**TASK GOAL**
Which lines hold the word "with"? Copy each one.

☆ ☆ ☆ ☆ ☆ ☆ ☆

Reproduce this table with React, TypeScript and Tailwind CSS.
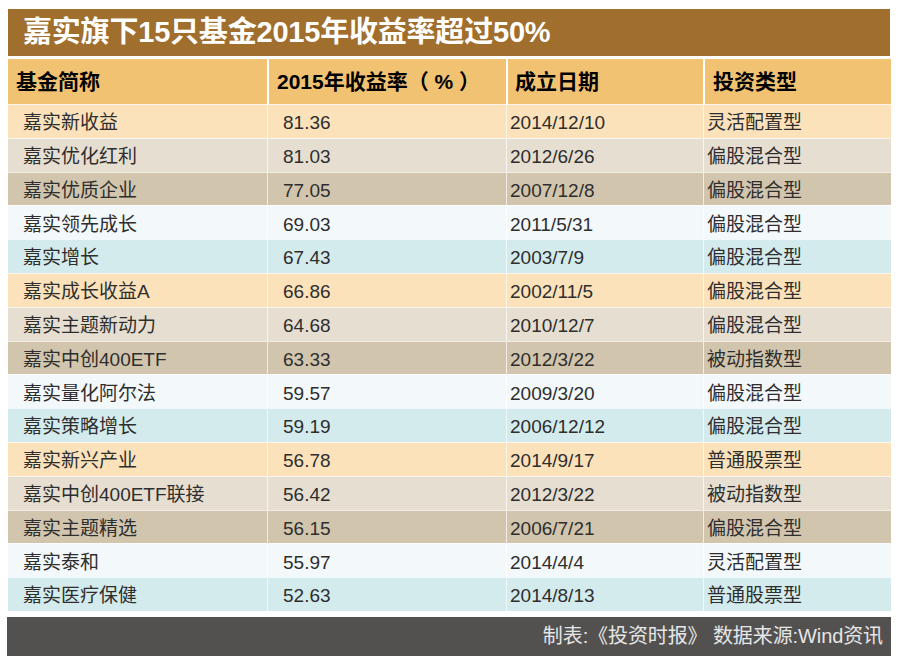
const rows = [
  ['嘉实新收益', '81.36', '2014/12/10', '灵活配置型'],
  ['嘉实优化红利', '81.03', '2012/6/26', '偏股混合型'],
  ['嘉实优质企业', '77.05', '2007/12/8', '偏股混合型'],
  ['嘉实领先成长', '69.03', '2011/5/31', '偏股混合型'],
  ['嘉实增长', '67.43', '2003/7/9', '偏股混合型'],
  ['嘉实成长收益A', '66.86', '2002/11/5', '偏股混合型'],
  ['嘉实主题新动力', '64.68', '2010/12/7', '偏股混合型'],
  ['嘉实中创400ETF', '63.33', '2012/3/22', '被动指数型'],
  ['嘉实量化阿尔法', '59.57', '2009/3/20', '偏股混合型'],
  ['嘉实策略增长', '59.19', '2006/12/12', '偏股混合型'],
  ['嘉实新兴产业', '56.78', '2014/9/17', '普通股票型'],
  ['嘉实中创400ETF联接', '56.42', '2012/3/22', '被动指数型'],
  ['嘉实主题精选', '56.15', '2006/7/21', '偏股混合型'],
  ['嘉实泰和', '55.97', '2014/4/4', '灵活配置型'],
  ['嘉实医疗保健', '52.63', '2014/8/13', '普通股票型'],
]

// row colours repeat every five rows
const bands = ['bg-[#fbe2bb]', 'bg-[#e6dfd1]', 'bg-[#d2c5ad]', 'bg-[#f3f8fb]', 'bg-[#d4ebed]']

const font = "font-['Liberation_Sans','Noto_Sans_CJK_SC',sans-serif]"

export default function App() {
  return (
    <div className={`w-[899px] h-[664px] bg-white pt-[9px] pl-[8px] ${font}`}>
      {/* Title */}
      <div className="w-[882px] h-[47px] bg-[#a06e2d] flex items-center pl-[15px]">
        <h1 className="text-[29px] font-bold text-white leading-none tracking-[-0.2px]">
          嘉实旗下15只基金2015年收益率超过50%
        </h1>
      </div>

      {/* Table */}
      <div className="mt-[3px] w-[883px]">
        <div className="grid grid-cols-[259px_239px_197px_188px] h-[45px] bg-[#f2c273] text-[21px] font-bold text-black">
          <div className="flex items-center pl-[8px]">基金简称</div>
          <div className="flex items-center pl-[8px] border-l-2 border-white">2015年收益率（ % ）</div>
          <div className="flex items-center pl-[7px] border-l-2 border-white">成立日期</div>
          <div className="flex items-center pl-[8px] border-l-2 border-white">投资类型</div>
        </div>
        {rows.map((r, i) => (
          <div
            key={i}
            className={`grid grid-cols-[259px_239px_197px_188px] h-[33.8px] border-t border-white/70 text-[19px] text-[#2e2e2e] ${bands[i % 5]}`}
          >
            <div className="flex items-center pl-[15px] pt-[4px]">{r[0]}</div>
            <div className="flex items-center pl-[15px] pt-[4px] border-l border-white/70">{r[1]}</div>
            <div className="flex items-center pl-[3px] pt-[4px] border-l border-white/70">{r[2]}</div>
            <div className="flex items-center pl-[3px] pt-[4px] border-l border-white/70">{r[3]}</div>
          </div>
        ))}
      </div>

      {/* Source */}
      <div className="mt-[6px] w-[884px] -ml-[1px] h-[39px] bg-[#535150] flex items-center justify-end pr-[8px]">
        <p className="text-[20px] text-[#e6e6e6] tracking-[-0.1px]">制表:《投资时报》 数据来源:Wind资讯</p>
      </div>
    </div>
  )
}
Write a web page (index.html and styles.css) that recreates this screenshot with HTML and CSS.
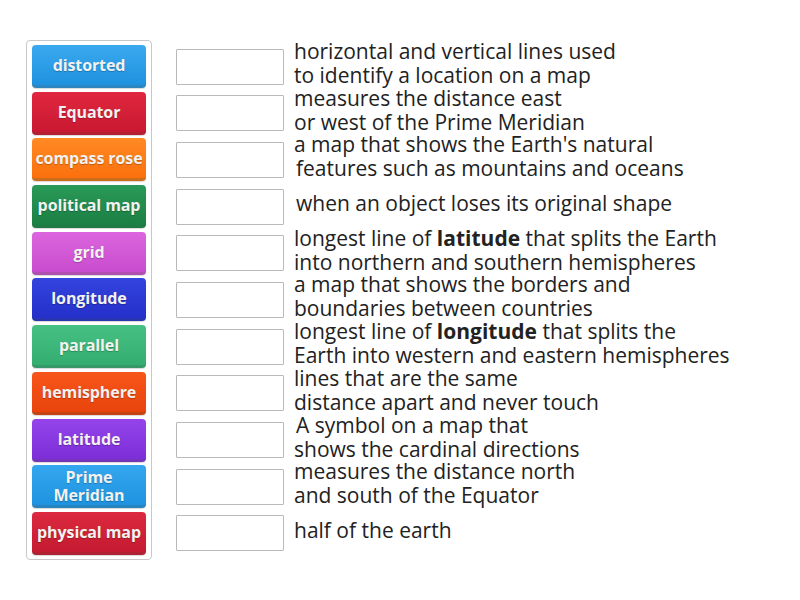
FILE: index.html
```html
<!DOCTYPE html>
<html>
<head>
<meta charset="utf-8">
<link rel="stylesheet" href="styles.css">
</head>
<body>
<div class="game">
  <div class="bank">
    <div class="tile c1">distorted</div>
    <div class="tile c2">Equator</div>
    <div class="tile c3">compass rose</div>
    <div class="tile c4">political map</div>
    <div class="tile c5">grid</div>
    <div class="tile c6">longitude</div>
    <div class="tile c7">parallel</div>
    <div class="tile c8">hemisphere</div>
    <div class="tile c9">latitude</div>
    <div class="tile c10 two">Prime<br>Meridian</div>
    <div class="tile c11">physical map</div>
  </div>
  <div class="rows">
    <div class="row"><div class="slot"></div><div class="def">horizontal and vertical lines used<br>to identify a location on a map</div></div>
    <div class="row"><div class="slot"></div><div class="def">measures the distance east<br>or west of the Prime Meridian</div></div>
    <div class="row"><div class="slot"></div><div class="def">a map that shows the Earth's natural<br><span class="ind">features such as mountains and oceans</span></div></div>
    <div class="row"><div class="slot"></div><div class="def"><span class="ind">when an object loses its original shape</span></div></div>
    <div class="row"><div class="slot"></div><div class="def">longest line of <b>latitude</b> that splits the Earth<br>into northern and southern hemispheres</div></div>
    <div class="row"><div class="slot"></div><div class="def">a map that shows the borders and<br>boundaries between countries</div></div>
    <div class="row"><div class="slot"></div><div class="def">longest line of <b>longitude</b> that splits the<br>Earth into western and eastern hemispheres</div></div>
    <div class="row"><div class="slot"></div><div class="def">lines that are the same<br>distance apart and never touch</div></div>
    <div class="row"><div class="slot"></div><div class="def"><span class="ind">A symbol on a map that</span><br>shows the cardinal directions</div></div>
    <div class="row"><div class="slot"></div><div class="def">measures the distance north<br>and south of the Equator</div></div>
    <div class="row"><div class="slot"></div><div class="def">half of the earth</div></div>
  </div>
</div>
</body>
</html>
```

FILE: styles.css
```css
html, body {
  margin: 0;
  padding: 0;
  background: #ffffff;
  font-family: "Open Sans", "Noto Sans", sans-serif;
}

.game {
  display: flex;
  align-items: flex-start;
  padding: 40px 0 0 26px;
}

.bank {
  width: 114px;
  padding: 4px 5px;
  border: 1px solid #c8c8c8;
  border-radius: 4px;
  display: flex;
  flex-direction: column;
  gap: 3.7px;
}

.tile {
  height: 43px;
  box-sizing: border-box;
  border-radius: 4px;
  display: flex;
  align-items: center;
  justify-content: center;
  text-align: center;
  color: #f2f2f0;
  font-weight: 700;
  font-size: 16px;
  line-height: 18px;
  letter-spacing: -0.1px;
  white-space: nowrap;
  text-shadow: 0 1px 1px rgba(0,0,0,0.25);
  border-bottom: 3px solid rgba(0,0,0,0.2);
  box-shadow: 0 1px 1px rgba(0,0,0,0.15);
}

.tile.two { line-height: 18px; padding-top: 1px; }

.c1 { background: linear-gradient(#3aa9ef, #1f92df); }
.c2 { background: linear-gradient(#e0283f, #c91832); }
.c3 { background: linear-gradient(#ff8a24, #fb700d); }
.c4 { background: linear-gradient(#2a9a58, #1b7f44); }
.c5 { background: linear-gradient(#dc66de, #c94ccf); }
.c6 { background: linear-gradient(#3444de, #2430c8); }
.c7 { background: linear-gradient(#46c084, #33ae70); }
.c8 { background: linear-gradient(#f7561a, #e8440c); }
.c9 { background: linear-gradient(#9444ea, #7d2ed8); }
.c10 { background: linear-gradient(#35a7ef, #1f93e0); }
.c11 { background: linear-gradient(#dc2a40, #c41a31); }

.rows {
  margin-left: 24px;
  padding-top: 5px;
  display: flex;
  flex-direction: column;
  gap: 3.7px;
}

.row {
  height: 43px;
  display: flex;
  align-items: center;
}

.slot {
  width: 108px;
  height: 36px;
  box-sizing: border-box;
  border: 1px solid #b9b9b9;
  border-radius: 1px;
  background: #ffffff;
  flex: none;
}

.def {
  margin-left: 10px;
  margin-top: -7px;
  font-size: 21px;
  line-height: 24px;
  color: #222222;
  white-space: nowrap;
}

.ind { margin-left: 2px; }

.def b { font-weight: 700; }
```
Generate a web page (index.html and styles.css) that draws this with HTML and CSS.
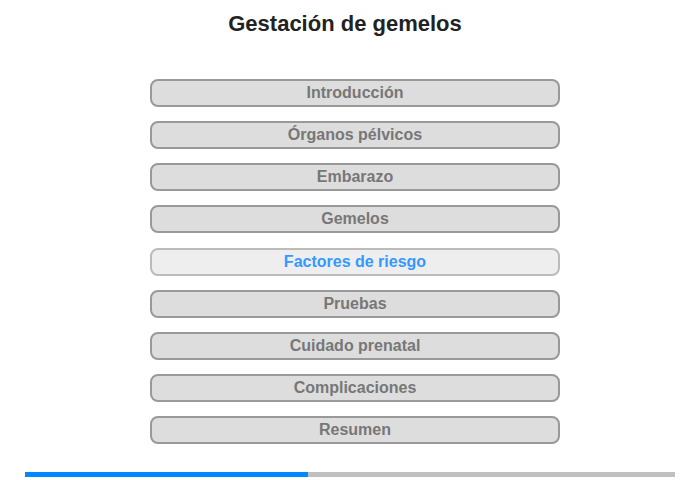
FILE: index.html
```html
<!DOCTYPE html>
<html lang="es">
<head>
  <meta charset="UTF-8">
  <title>Gestación de gemelos</title>
  <link rel="stylesheet" href="styles.css">
</head>
<body>
  <div class="page">
    <h1 class="title">Gestación de gemelos</h1>
    <div class="menu">
      <button class="item">Introducción</button>
      <button class="item">Órganos pélvicos</button>
      <button class="item">Embarazo</button>
      <button class="item">Gemelos</button>
      <button class="item active">Factores de riesgo</button>
      <button class="item">Pruebas</button>
      <button class="item">Cuidado prenatal</button>
      <button class="item">Complicaciones</button>
      <button class="item">Resumen</button>
    </div>
    <div class="progress">
      <div class="progress-fill" style="width: 43.5%"></div>
    </div>
  </div>
</body>
</html>
```

FILE: styles.css
```css
body {
  font-family: 'Liberation Sans', Arial, sans-serif;
  background-color: white;
  margin: 0;
  padding: 0;
}
.page {
  width: 700px;
  height: 480px;
  display: flex;
  flex-direction: column;
  align-items: center;
}
.title {
  font-size: 22px;
  font-weight: bold;
  color: #222;
  margin: 11px 10px 0 0;
  line-height: 25px;
}
.menu {
  display: flex;
  flex-direction: column;
  gap: 14.15px;
  margin: 43px 0 0 10px;
}
.item {
  width: 410px;
  height: 28px;
  box-sizing: border-box;
  background-color: #dddddd;
  border: 2px solid #999;
  border-radius: 8px;
  font-family: 'Liberation Sans', Arial, sans-serif;
  font-size: 16px;
  font-weight: bold;
  color: #777;
  padding: 0;
  cursor: pointer;
}
.item.active {
  background-color: #eeeeee;
  border-color: #bbb;
  color: #3399ff;
}
.progress {
  width: 650px;
  height: 5px;
  background-color: #c0c0c0;
  margin-top: auto;
  margin-bottom: 3px;
}
.progress-fill {
  height: 100%;
  background-color: #0088ff;
}
```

☆ ☆ ☆ ☆ ☆ ☆ ☆

**EXERCISE OUTPUT**
Reproduce this table with React, TypeScript and Tailwind CSS.
Write a web page (index.html and styles.css) that recreates this screenshot with HTML and CSS.
Generate a web page (index.html and styles.css) that draws this with HTML and CSS.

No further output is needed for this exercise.